The big guns at National Review (Goldberg, Williamson, Lowry, Fund, Charen, Will), Stephen Hayes at the Weekly Standard, and John Podhoretz are right and, damn it, Limbaugh, Coulter, John Nolte of Breitbart, Laura Ingraham and Sarah Palin are wrong, dangerously wrong. I can't believe I'm penning these words, but it must be said. Donald Trump, as I have written here (no more often than I've felt it absolutely necessary, as I'm not interested in facilitating his oxygen consumption any more than I have to) is rudderless, inarticulate, narcissistic to the point of being solipsistic, utterly lacking in depth as a human being, and, for all his blather about "making America great again," completely unfamiliar with the reasons for its actual greatness.

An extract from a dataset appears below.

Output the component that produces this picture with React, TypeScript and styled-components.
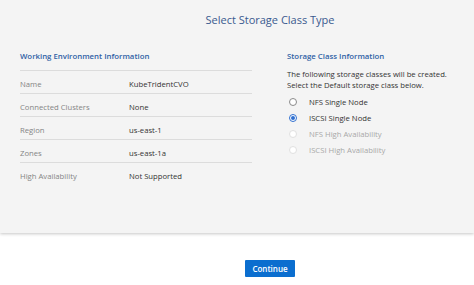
import React from 'react'
import styled, { createGlobalStyle } from 'styled-components'

const GlobalStyle = createGlobalStyle`
  body {
    margin: 0;
    background: #ffffff;
    font-family: 'Open Sans', 'Noto Sans', sans-serif;
  }
`

const envRows = [
  { label: 'Name', value: 'KubeTridentCVO' },
  { label: 'Connected Clusters', value: 'None' },
  { label: 'Region', value: 'us-east-1' },
  { label: 'Zones', value: 'us-east-1a' },
  { label: 'High Availability', value: 'Not Supported' },
]

const storageOptions = [
  { name: 'NFS Single Node', checked: false, disabled: false },
  { name: 'ISCSI Single Node', checked: true, disabled: false },
  { name: 'NFS High Availability', checked: false, disabled: true },
  { name: 'ISCSI High Availability', checked: false, disabled: true },
]

export default function App() {
  return (
    <>
      <GlobalStyle />
      <Panel>
        <Title>Select Storage Class Type</Title>
        <Columns>
          <EnvSection>
            <SectionHeading $bordered>Working Environment Information</SectionHeading>
            {envRows.map((row, i) => (
              <InfoRow key={row.label} $last={i === envRows.length - 1}>
                <InfoLabel>{row.label}</InfoLabel>
                <InfoValue>{row.value}</InfoValue>
              </InfoRow>
            ))}
          </EnvSection>
          <StorageSection>
            <SectionHeading>Storage Class Information</SectionHeading>
            <Intro>
              The following storage classes will be created.
              <br />
              Select the Default storage class below.
            </Intro>
            <OptionList>
              {storageOptions.map((opt) => (
                <Option key={opt.name} $disabled={opt.disabled}>
                  <Radio $checked={opt.checked} $disabled={opt.disabled} />
                  {opt.name}
                </Option>
              ))}
            </OptionList>
          </StorageSection>
        </Columns>
      </Panel>
      <Footer>
        <ContinueButton>Continue</ContinueButton>
      </Footer>
    </>
  )
}

const Panel = styled.div`
  height: 233px;
  background: #f4f4f4;
  box-shadow: 0 1px 3px rgba(0, 0, 0, 0.22);
  box-sizing: border-box;
`

const Title = styled.h1`
  margin: 0;
  height: 40px;
  line-height: 40px;
  padding-left: 66px;
  text-align: center;
  font-size: 11px;
  font-weight: 400;
  color: #3a5a8f;
`

const Columns = styled.div`
  display: flex;
  padding: 10px 0 0 20px;
`

const EnvSection = styled.section`
  width: 232px;
`

const StorageSection = styled.section`
  margin-left: 35px;
`

const SectionHeading = styled.h2<{ $bordered?: boolean }>`
  margin: 0;
  font-size: 7.8px;
  line-height: 12px;
  font-weight: 600;
  color: #2f61a5;
  padding-bottom: ${(p) => (p.$bordered ? '8px' : '0')};
  border-bottom: ${(p) => (p.$bordered ? '1px solid #dcdcdc' : 'none')};
`

const InfoRow = styled.div<{ $last?: boolean }>`
  display: flex;
  height: 23px;
  padding-top: 7px;
  box-sizing: border-box;
  font-size: 7.7px;
  line-height: 12px;
  border-bottom: ${(p) => (p.$last ? 'none' : '1px solid #dcdcdc')};
`

const InfoLabel = styled.span`
  width: 109px;
  color: #858585;
`

const InfoValue = styled.span`
  color: #333333;
`

const Intro = styled.p`
  margin: 7px 0 0;
  font-size: 7.7px;
  line-height: 10.5px;
  color: #333333;
`

const OptionList = styled.div`
  margin-top: 4px;
  display: flex;
  flex-direction: column;
`

const Option = styled.label<{ $disabled?: boolean }>`
  display: flex;
  align-items: center;
  height: 16px;
  padding-left: 2px;
  font-size: 7.7px;
  color: ${(p) => (p.$disabled ? '#a8a8a8' : '#333333')};
`

const Radio = styled.span<{ $checked?: boolean; $disabled?: boolean }>`
  width: 8px;
  height: 8px;
  margin-right: 12px;
  border-radius: 50%;
  box-sizing: border-box;
  background: #ffffff;
  border: 1px solid
    ${(p) => (p.$checked ? '#2f6fd0' : p.$disabled ? '#e0e0e0' : '#8a8a8a')};
  display: flex;
  align-items: center;
  justify-content: center;
  &::after {
    content: '';
    width: 4px;
    height: 4px;
    border-radius: 50%;
    background: #2f6fd0;
    display: ${(p) => (p.$checked ? 'block' : 'none')};
  }
`

const Footer = styled.div`
  display: flex;
  justify-content: center;
  padding: 27px 0 0 66px;
`

const ContinueButton = styled.button`
  width: 50px;
  height: 17px;
  padding: 0;
  border: none;
  border-radius: 1px;
  background: #0b6ecf;
  color: #ffffff;
  font-family: 'Open Sans', 'Noto Sans', sans-serif;
  font-size: 8px;
  font-weight: 600;
`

Maybe this whole society is so brittle, at such a hair-trigger juncture, that, just as the lefties are down to a choice between a power-mad criminal perfectly willing to put the nation in grave danger and a forthright socialist, the right no longer has a solid enough foundation to prevent the fissures we're seeing all over the place.

Maybe the country that our enemies conquer and / or obliterate will no longer be recognizable, in which case their violation of us will be a mere postlude to the real tragedy.